▶ **GIVEN EXERCISE**: In the data below, find every line that has the string "code", and copy it.
*-*-*
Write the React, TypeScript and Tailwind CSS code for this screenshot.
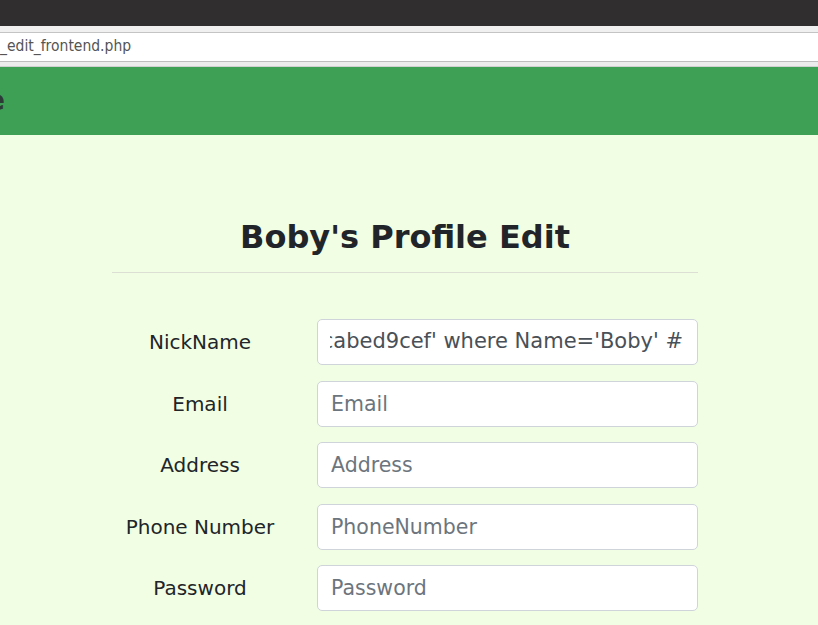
const fields = [
  { label: "Email", placeholder: "Email" },
  { label: "Address", placeholder: "Address" },
  { label: "Phone Number", placeholder: "PhoneNumber" },
  { label: "Password", placeholder: "Password" },
];

export default function App() {
  return (
    <div className="w-[818px] h-[625px] overflow-hidden bg-[#f2fee4] font-['DejaVu_Sans',sans-serif]">
      {/* browser chrome */}
      <div className="h-[26px] bg-[#302e2e]" />
      <div className="h-[7px] bg-[#f0f0f0] border-b border-[#c4c4c4]" />
      <div className="h-[29px] bg-white border-b border-[#bdbdbd] flex items-center">
        <span className="text-[15.5px] text-[#555] font-['DejaVu_Sans_Condensed',sans-serif] leading-none">
          _edit_frontend.php
        </span>
      </div>
      <div className="h-[5px] bg-[#ececec] border-b border-[#d0d0d0]" />

      {/* navbar */}
      <div className="h-[68px] bg-[#3ea055] flex items-center overflow-hidden">
        <span className="-ml-[14px] text-[28px] font-bold text-[#2d3b36] leading-none">e</span>
      </div>

      {/* content */}
      <div className="ml-[112px] w-[586px] pt-[83px]">
        <h2 className="text-center text-[32px] font-bold leading-[38px] text-[#212529]">
          Boby's Profile Edit
        </h2>
        <hr className="mt-[16px] border-0 border-t border-[#dcdfd4]" />

        <div className="mt-[46px] flex flex-col gap-[15.5px]">
          <div className="flex items-center">
            <label className="w-[176px] text-center text-[20px] text-[#212529]">NickName</label>
            <div className="ml-[29px] w-[381px] h-[46px] bg-white border border-[#ced4da] rounded-[5px] pl-[12px] pr-[14px] flex items-center">
              <div className="flex-1 flex justify-end overflow-hidden">
                <span className="whitespace-nowrap text-[21px] text-[#495057]">
                  Boby', Password='9cabed9cef' where Name='Boby' #
                </span>
              </div>
            </div>
          </div>
          {fields.map((f) => (
            <div key={f.label} className="flex items-center">
              <label className="w-[176px] text-center text-[20px] text-[#212529]">{f.label}</label>
              <input
                placeholder={f.placeholder}
                className="ml-[29px] w-[381px] h-[46px] bg-white border border-[#ced4da] rounded-[5px] px-[13px] text-[20.5px] text-[#495057] placeholder:text-[#6c757d] outline-none"
              />
            </div>
          ))}
        </div>
      </div>
    </div>
  );
}
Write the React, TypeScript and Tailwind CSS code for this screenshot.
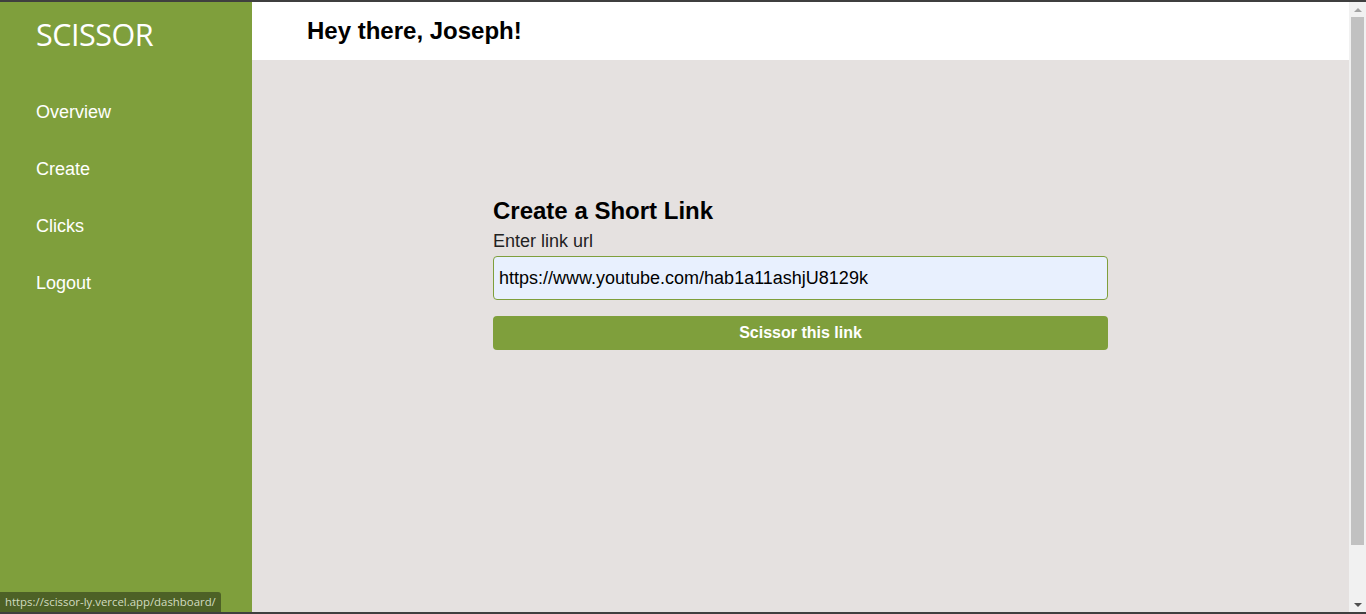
import React, { useState } from "react";

function Sidebar() {
  const links = ["Overview", "Create", "Clicks", "Logout"];
  return (
    <aside className="w-[252px] shrink-0 bg-[#7f9f3c] text-white">
      <div className="pl-[36px] pt-[13px] text-[30.5px] leading-[38px] font-['Open_Sans',sans-serif] tracking-[-0.5px]">
        SCISSOR
      </div>
      <nav className="mt-[48px] flex flex-col gap-[35px] pl-[36px] font-['Liberation_Sans',Arial,sans-serif] text-[18px] leading-[22px]">
        {links.map((l) => (
          <a key={l} href="#" className="block">
            {l}
          </a>
        ))}
      </nav>
    </aside>
  );
}

function App() {
  const [url, setUrl] = useState("https://www.youtube.com/hab1a11ashjU8129k");

  return (
    <div className="relative flex h-[614px] flex-col overflow-hidden border-y-2 border-[#3f3f3f] font-['Liberation_Sans',Arial,sans-serif]">
      <div className="flex flex-1">
        <Sidebar />

        <main className="flex flex-1 flex-col bg-[#e5e1e0]">
          <header className="flex h-[58px] items-center bg-white pl-[55px]">
            <h2 className="text-[24px] font-bold text-black">Hey there, Joseph!</h2>
          </header>

          <div className="flex justify-center pt-[137px]">
            <form className="w-[615px]" onSubmit={(ev) => ev.preventDefault()}>
              <h1 className="text-[24px] leading-[28px] font-bold text-black">Create a Short Link</h1>
              <label className="mt-[5px] block text-[18px] leading-[22px] text-[#222]">Enter link url</label>
              <input
                type="text"
                value={url}
                onChange={(ev) => setUrl(ev.target.value)}
                className="mt-[4px] block h-[44px] w-full rounded-[4px] border border-[#7f9f3c] bg-[#e8f0fe] px-[5px] text-[18px] text-black outline-none"
              />
              <button
                type="submit"
                className="mt-[16px] h-[34px] w-full rounded-[4px] bg-[#7f9f3c] text-[16px] font-bold text-white"
              >
                Scissor this link
              </button>
            </form>
          </div>
        </main>

        {/* fake scrollbar */}
        <div className="flex w-[17px] shrink-0 flex-col bg-[#f1f1f1]">
          <div className="flex h-[15px] items-center justify-center">
            <div className="h-0 w-0 border-x-[4px] border-b-[4px] border-x-transparent border-b-[#a3a3a3]" />
          </div>
          <div className="mx-[2px] h-[528px] bg-[#c1c1c1]" />
          <div className="flex flex-1 items-end justify-center pb-[5px]">
            <div className="h-0 w-0 border-x-[4px] border-t-[4px] border-x-transparent border-t-[#505050]" />
          </div>
        </div>
      </div>

      <div className="absolute bottom-0 left-0 rounded-tr-[3px] bg-[#4d6126] px-[5px] py-[2px] font-['Open_Sans',sans-serif] text-[11.4px] leading-[16px] text-[#d2dcc0]">
        https://scissor-ly.vercel.app/dashboard/
      </div>
    </div>
  );
}

export default App;
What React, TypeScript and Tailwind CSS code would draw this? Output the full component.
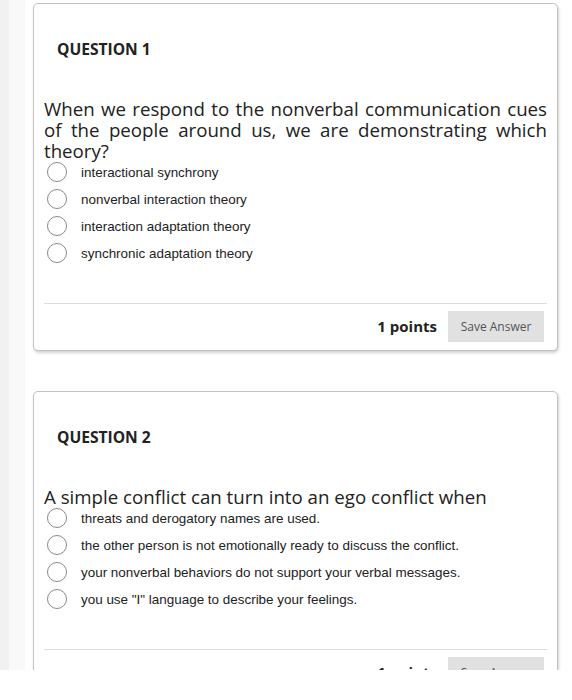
import React from "react";

type Question = {
  label: string;
  text: string;
  options: string[];
  points: number;
};

const questions: Question[] = [
  {
    label: "QUESTION 1",
    text: "When we respond to the nonverbal communication cues of the people around us, we are demonstrating which theory?",
    options: [
      "interactional synchrony",
      "nonverbal interaction theory",
      "interaction adaptation theory",
      "synchronic adaptation theory",
    ],
    points: 1,
  },
  {
    label: "QUESTION 2",
    text: "A simple conflict can turn into an ego conflict when",
    options: [
      "threats and derogatory names are used.",
      "the other person is not emotionally ready to discuss the conflict.",
      'your nonverbal behaviors do not support your verbal messages.',
      'you use "I" language to describe your feelings.',
    ],
    points: 1,
  },
];

const QuestionCard: React.FC<{ q: Question }> = ({ q }) => {
  return (
    <div className="border border-[#c2c2c2] rounded-[5px] bg-white shadow-[1px_2px_3px_rgba(0,0,0,0.18)] pt-[35px] pb-[8px]">
      {/* Heading */}
      <h2 className="pl-[23px] text-[15.6px] leading-[21px] font-bold text-[#222] font-['Open_Sans',sans-serif]">
        {q.label}
      </h2>

      {/* Question body */}
      <div className="mt-[38px] px-[10px]">
        <p className="text-[18.7px] leading-[21px] text-[#222] text-justify font-['Open_Sans',sans-serif]">
          {q.text}
        </p>
        <ul className="mt-[-1px]">
          {q.options.map((opt) => (
            <li key={opt} className="flex items-center h-[27px]">
              <span className="ml-[3px] w-[20px] h-[20px] rounded-full border-[1.5px] border-[#8a8a8a] bg-white shrink-0 -mt-[4px]" />
              <span className="ml-[14px] text-[13.45px] text-[#222] font-['Liberation_Sans',Arial,sans-serif]">
                {opt}
              </span>
            </li>
          ))}
        </ul>
        <div className="mt-[35px] border-t border-[#dcdcdc]" />
      </div>

      {/* Footer */}
      <div className="flex items-center justify-end mt-[7px] pr-[13px]">
        <span className="text-[15px] font-bold text-[#222] font-['Open_Sans',sans-serif]">
          {q.points} points
        </span>
        <button className="ml-[11px] w-[96px] h-[31px] bg-[#e1e1e1] text-[12px] text-[#555] font-['Open_Sans',sans-serif]">
          Save Answer
        </button>
      </div>
    </div>
  );
};

export default function App() {
  return (
    <div className="w-[572px] h-[700px] bg-white">
      <div className="flex h-[670px] overflow-hidden">
        {/* Left page edge */}
        <div className="w-[9px] bg-[#f1f1f1] shrink-0" />
        <div className="w-[16px] bg-[#f9f9f9] shrink-0" />

        <main className="flex-1 pl-[8px] pr-[14px] pt-[3px]">
          <div className="flex flex-col gap-[40px]">
            {questions.map((q) => (
              <QuestionCard key={q.label} q={q} />
            ))}
          </div>
        </main>
      </div>
    </div>
  );
}
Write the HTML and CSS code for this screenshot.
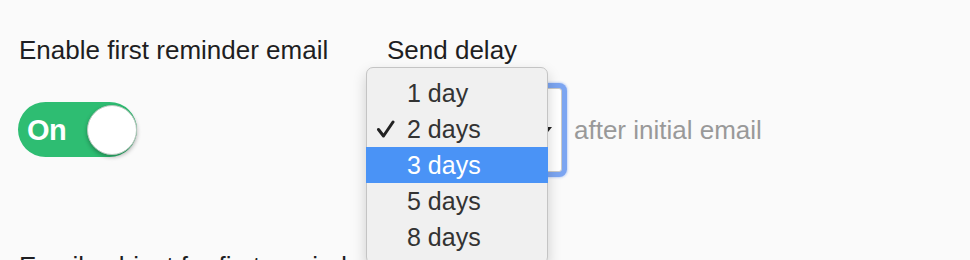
FILE: index.html
```html
<!DOCTYPE html>
<html>
<head>
<meta charset="utf-8">
<link rel="stylesheet" href="styles.css">
</head>
<body>
<div class="page">
  <div class="row">
    <div class="col col-enable">
      <div class="label">Enable first reminder email</div>
      <div class="toggle">
        <span class="toggle-text">On</span>
        <span class="knob"></span>
      </div>
    </div>
    <div class="col col-delay">
      <div class="label">Send delay</div>
      <div class="select-row">
        <div class="select">
          <svg class="caret" width="10" height="8" viewBox="0 0 10 8"><path d="M1 1 L5 6 L9 1 Z" fill="#222"/></svg>
        </div>
        <span class="hint">after initial email</span>
      </div>
      <div class="menu">
        <div class="item">1 day</div>
        <div class="item"><svg class="check" width="20" height="18" viewBox="0 0 20 18"><path d="M2.5 9.5 L7.5 16 L17 2" fill="none" stroke="#222" stroke-width="3" stroke-linecap="round" stroke-linejoin="round"/></svg>2 days</div>
        <div class="item active">3 days</div>
        <div class="item">5 days</div>
        <div class="item">8 days</div>
      </div>
    </div>
  </div>
  <div class="label subject">Email subject for first reminder</div>
</div>
</body>
</html>
```
FILE: styles.css
```css
html, body {
  margin: 0;
  padding: 0;
  background: #fafafa;
}
body {
  font-family: "Liberation Sans", Arial, sans-serif;
  color: #1e1e22;
  overflow: hidden;
  height: 260px;
}
.page {
  padding: 35px 0 0 19px;
}
.row {
  display: flex;
}
.col {
  display: flex;
  flex-direction: column;
  align-items: flex-start;
}
.col-enable {
  width: 368px;
}
.col-delay {
  position: relative;
}
.label {
  font-size: 26px;
  line-height: 30px;
  white-space: nowrap;
}
.toggle {
  margin-top: 37px;
  margin-left: -1px;
  width: 119px;
  height: 55px;
  box-sizing: border-box;
  border-radius: 28px;
  background: #2ebd72;
  display: flex;
  align-items: center;
  justify-content: space-between;
  padding: 0 0 0 9px;
}
.toggle-text {
  color: #fff;
  font-size: 29px;
  font-weight: bold;
  line-height: 30px;
  letter-spacing: -0.5px;
}
.knob {
  width: 50px;
  height: 50px;
  border-radius: 50%;
  background: #fff;
  border: 1px solid #b9c9bf;
  box-sizing: border-box;
  box-shadow: 0 2px 4px rgba(0, 0, 0, 0.3);
}
.select-row {
  margin-top: 23px;
  display: flex;
  align-items: center;
  gap: 12px;
}
.select {
  width: 175px;
  height: 84px;
  box-sizing: border-box;
  background: #fff;
  border: 1px solid #c9c9c9;
  border-radius: 3px;
  box-shadow: 0 0 0 5px rgba(110, 155, 240, 0.85), 0 0 2px 6px rgba(110, 155, 240, 0.35);
  display: flex;
  align-items: center;
  justify-content: flex-end;
  padding-right: 8px;
}
.caret {
  display: block;
}
.hint {
  font-size: 26px;
  line-height: 30px;
  color: #999;
  white-space: nowrap;
}
.menu {
  position: absolute;
  left: -21px;
  top: 32px;
  width: 182px;
  box-sizing: border-box;
  padding: 7px 0 8px;
  background: #f0f0f0;
  border: 1px solid #c4c4c4;
  border-radius: 7px;
  box-shadow: 0 6px 14px rgba(0, 0, 0, 0.18);
}
.item {
  position: relative;
  height: 36px;
  line-height: 36px;
  font-size: 25px;
  color: #333;
  padding-left: 41px;
  margin: 0 -1px;
}
.item.active {
  background: #4a93f6;
  color: #fff;
}
.check {
  position: absolute;
  left: 10px;
  top: 9px;
}
.subject {
  margin-top: 79px;
}
```
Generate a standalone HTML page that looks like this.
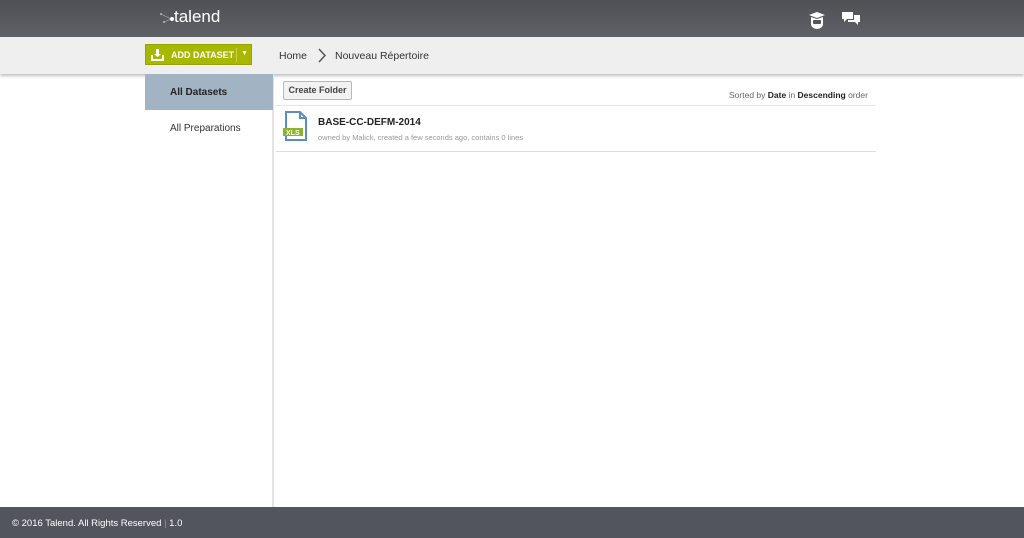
<!DOCTYPE html>
<html><head><meta charset="utf-8"><style>
*{margin:0;padding:0;box-sizing:border-box}
body{width:1024px;height:538px;overflow:hidden;background:#fff;font-family:"Liberation Sans",sans-serif;position:relative}
.hdr{position:absolute;left:0;top:0;width:1024px;height:37px;background:linear-gradient(#4f5056,#606167)}
.sub{position:absolute;left:0;top:37px;width:1024px;height:37px;background:#efefef;box-shadow:0 2px 3px rgba(0,0,0,.25)}
.btn{position:absolute;left:145px;top:7px;width:107px;height:21px;background:#a8b800;border:1px solid #95a400;color:#fff;font-size:9px;font-weight:bold}
.side{position:absolute;left:145px;top:74px;width:129px;height:433px;border-right:2px solid #e4e4e4}
.foot{position:absolute;left:0;top:507px;width:1024px;height:31px;background:#53555d;color:#fff;font-size:9.5px}
</style></head><body>
<div class="hdr">
<div style="position:absolute;left:160px;top:11px;width:14px;height:12px">
<svg width="14" height="12"><g stroke="#9a9ba0" stroke-width=".7"><line x1="1" y1="2" x2="11" y2="7"/><line x1="4" y1="10" x2="11" y2="7"/></g><circle cx="12" cy="7" r="2" fill="#fff"/><circle cx="1" cy="2" r="1" fill="#bbb"/><circle cx="4" cy="10" r="1" fill="#bbb"/></svg></div>
<div style="position:absolute;left:174px;top:7px;color:#fff;font-size:17px">talend</div>
<svg style="position:absolute;left:808px;top:11px" width="18" height="18"><path d="M1 4L9 1L17 4L9 7Z" fill="#fff"/><path d="M3 6v7a6 5 0 0 0 12 0V6L9 8Z" fill="#fff"/><rect x="5" y="9" width="8" height="4" rx="1" fill="#55565c"/></svg>
<svg style="position:absolute;left:841px;top:10px" width="20" height="18"><path d="M1 2h11v7H6l-3 3V9H1Z" fill="#fff"/><path d="M13 5h6v7h-2v3l-3-3H7v-2h6Z" fill="#fff"/></svg>
</div>
<div class="sub">
<div class="btn"><svg style="position:absolute;left:5px;top:4px" width="13" height="12"><path d="M0 6h2v4h9V6h2v6H0Z M5 0h3v5h2L6.5 8 3 5h2Z" fill="#fff"/></svg><span style="position:absolute;left:25px;top:5px">ADD DATASET</span><span style="position:absolute;left:90px;top:3px;width:1px;height:14px;background:#c8d24c"></span><span style="position:absolute;left:95px;top:5px;font-size:7px">▼</span></div>
<div style="position:absolute;left:279px;top:13px;font-size:10.5px;color:#333">Home</div>
<svg style="position:absolute;left:317px;top:11px" width="10" height="15"><path d="M2 1l6 6.5L2 14" stroke="#555" stroke-width="1.5" fill="none"/></svg>
<div style="position:absolute;left:335px;top:13px;font-size:10.5px;color:#333">Nouveau Répertoire</div>
</div>
<div class="side">
<div style="position:absolute;left:0;top:0;width:128px;height:36px;background:#a2b4c4;font-size:10px;font-weight:bold;color:#222;padding:13px 0 0 25px">All Datasets</div>
<div style="position:absolute;left:25px;top:49px;font-size:10px;color:#333">All Preparations</div>
</div>
<div style="position:absolute;left:283px;top:81px;width:69px;height:19px;border:1px solid #b8b8b8;border-radius:2px;background:#f2f2f2;font-size:9px;font-weight:bold;color:#444;text-align:center;line-height:17px">Create Folder</div>
<div style="position:absolute;left:729px;top:90px;font-size:8.5px;color:#666">Sorted by <b style="color:#222">Date</b> in <b style="color:#222">Descending</b> order</div>
<div style="position:absolute;left:276px;top:105px;width:600px;height:1px;background:#e6e6e6"></div>
<div style="position:absolute;left:276px;top:151px;width:600px;height:1px;background:#ddd"></div>
<svg style="position:absolute;left:283px;top:111px" width="26" height="30"><path d="M3 1h14l6 6v22H3Z" fill="#fff" stroke="#5b8fc0" stroke-width="2"/><path d="M17 1v6h6" fill="none" stroke="#5b8fc0" stroke-width="2"/><rect x="0" y="17" width="20" height="8" fill="#8db32a"/><text x="3" y="24" font-size="7" fill="#fff" font-family="Liberation Sans" font-weight="bold">XLS</text></svg>
<div style="position:absolute;left:318px;top:117px;font-size:10px;font-weight:bold;color:#222">BASE-CC-DEFM-2014</div>
<div style="position:absolute;left:318px;top:133px;font-size:7.5px;color:#999">owned by Malick, created a few seconds ago, contains 0 lines</div>
<div class="foot"><div style="position:absolute;left:12px;top:11px">© 2016 Talend. All Rights Reserved <span style="color:#c77">|</span> 1.0</div></div>
</body></html>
*-*-*
▶ **WRITTEN SOLUTION**:
Write the React, TypeScript and Tailwind CSS code for this screenshot.
Write the React, TypeScript and Tailwind CSS code for this screenshot.
What React, TypeScript and Tailwind CSS code would draw this? Output the full component.
Write the HTML and CSS code for this screenshot.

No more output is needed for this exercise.